It is a time in Egypt when it is not welcome to write something serious that addresses serious issues. Everything borders on the ridiculous. Rhetoric has shifted to a medieval or primal state where basic values are being revisited. Is it OK to discard human rights because of the violence of non-state actors? Is it OK for the police to kill innocent civilians in the supposed act of protecting these same people from terrorism? Is it OK that we have a country without fair trials? Most of the time, in the state media, the answer is yes.
There is little public discussion permissible. The majority has made its voice heard: The mass of Egyptians trusts whatever the government does politically, but will continue to ask for economic reform. It’s a little strange that things such as murder, torture and fair trials have become something “political” that only concern the elite. As if it’s forgivable, in the eyes of the masses, that such actions occur in the name of the greater good. What greater good is there other than giving the poor their rights and holding those in power accountable, rather than targeting the innocent?
The argument is that terrorism forces us to take exceptional measures. In reality it’s fear.
The amazing thing about fear is that it makes everything possible. All of a sudden it’s possible to cure AIDS and hepatitis C without scientific research. It’s possible to grow as a nation and be respected without the government respecting democracy or its citizens. It’s possible to condemn some inhumane acts of terror, such as the slaughter of 21 Copts by ISIS in Libya, but not the murder of a thousand people in Rabaa.
It is unreasonable to ask those who are afraid to overcome their fear.

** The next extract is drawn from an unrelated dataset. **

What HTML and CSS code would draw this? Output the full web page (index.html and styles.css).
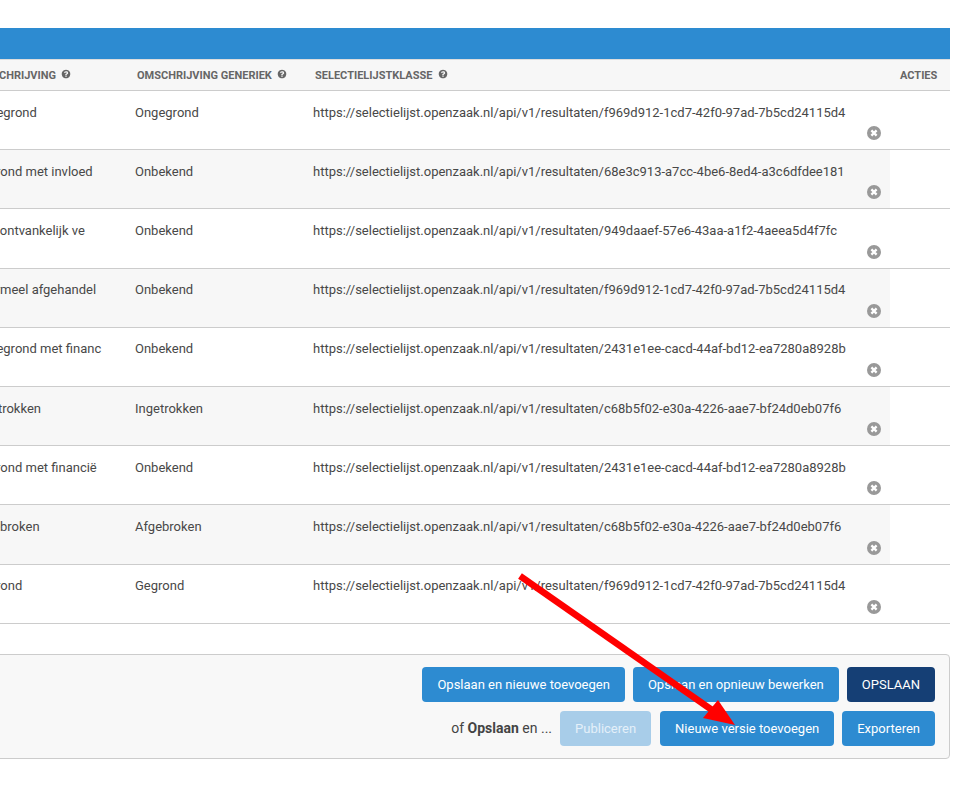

How would they do that, in an Egypt that is ready to punish the weak for demanding their rights, a nation where there is no protection from rabid security forces driven by revenge? How can people overcome fear when the international community has opted to pursue interests at the expense of rights they had once agreed should be universal?
Today’s Egypt is a land of possibilities, mostly horrific. There are no means of petitioning the government. There is no elected body to attempt, even symbolically, to temper the dictatorial powers of the president and the army. I would go so far as to say there are no ministries, since state security officers can override the decisions of any minister or government official in the name of national security.
The result is the Egypt we see today, one that is trying to enforce the view that it is a democratic country with violence and intimidation, as well as lots of money invested in propaganda and Western public relations firms. We see an Egypt unwilling to represent the interests of its people, but willing to safeguard personal interests, whether in the form of military economic empire or civilian crony oligarchy. Both of these sets of interests are happy to engage in an unadvertised cold war over the country’s resources.
In 2011 many Egyptians defied tyranny out of courage. Today many are defying human decency out of fear. Fear is here to stay because there are no saviors in this world. There are oppressors painted as saviors and heroes painted as villains. The saddest part of this dark, ugly picture is that it was made possible by the blessing of the people, who were willing to justify the theft of rights. In a way fear kills dreams, but in another way, it makes other improbable things possible.